6. Cher sur le marché, le champignon incite à la cueillette et rapproche l’humain de ses ancêtres défavorisés, qui n’ayant pas de supermarchés devaient aller se plier en deux dans les bois, au milieu des serpents et des scolopendres pour ramasser quelques fades lépiotes ou quelques bolets des pins indigestes. On imagine en quelles transes on les aurait vus transportés à l’entrée d’une supérette et quelles malédictions victorieuses ils auraient proférées contre l’inhumaine et boueuse nature totalement dépourvue alors de centrales nucléaires ou de stations-service où venir se laver les mains après avoir souffert des moisissures des sous-bois et des mucosités malodorantes. Ce n’est pas par hasard si régulièrement ils y foutaient le feu.

Mais de nos jours combien de malheureux, oublieux des principes de base de l’humanité, ne retournent-ils pas tous les dimanches s’embourber dans des maisons de campagne, construites à cet effet, et ne s’enorgueillissent-ils pas de fortifier leurs mains calleuses à serrer le bâton, qui leur permet de se sentir un minimum en sécurité, dans cet univers hostile, où ils s’aventurent par misanthropie, avant que de céder à l’appel et d’être ramenés à la ligature de leur chaîne habituelle.

Mais là, à peine rentrés chez eux, avant même d’avoir enfilé leurs confortables pantoufles, ne retrouvent-ils pas leur chère nature hostile, et ne sont-ils pas rapidement obligés de tirer à eux leur bar roulant afin de se servir en vitesse le whiskie régulateur de leur rythme cardiaque afin d’endurer sans d’abondantes suées l’horreur des animaux qui se déchirent et des plantes qui se phagocytent.

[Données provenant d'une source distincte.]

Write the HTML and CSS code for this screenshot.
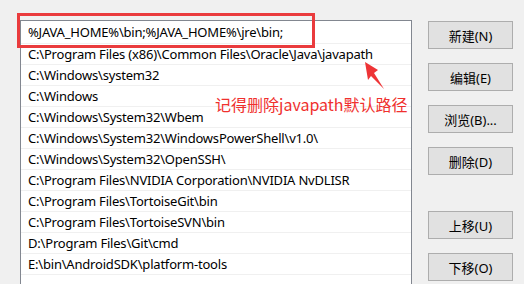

Verts de peur, ils enregistrent le commentaire implacable des spécialistes de la nature. Elle va mourir.

 

 

 

7. Le maison de campagnard rentre chez lui avec sa maison de campagne, aussi s’insurge-t-il  de ne pas retrouver en ville les ours, les loups , les serpents  qu’il a ratés  à la  campagne. Il comprend que la ville n’est pas faite pour eux, du moins actuellement, mais comment se fait-il qu’on n’en remette pas, au moins à la campagne ? En effet ces animaux étaient autrefois là chez eux. Il est clair que les hommes, les plus mauvais d’entre eux, ont colonisé leur domaine, s’en sont emparés et y ont instauré une économie coloniale. Les ursidés, les canidés, les félins n’étaient pas d’excellents gestionnaires, ils ne rentabilisaient pas leur patrimoine dans les meilleures conditions. Une économie de type mondialiste s’est instaurée : des céréales, des céréales, encore des céréales, partout ; aussi bien en Chine qu’en Amérique du Sud ou qu’en Corrèze. Les ours ont été les premiers à se replier. Les loups ont encore  combattu quelque temps mais ils ont subi un véritable génocide. Les serpents sont restés planqués. Les paysans sont restés seuls maîtres du terrain.

La question qui se pose n’offre pas de difficulté : doit-on soutenir ces usurpateurs ? Non. Bien évidemment non. Qu’ils rendent leur territoire aux animaux sauvages et vite ; ou tout au moins qu’ils cohabitent.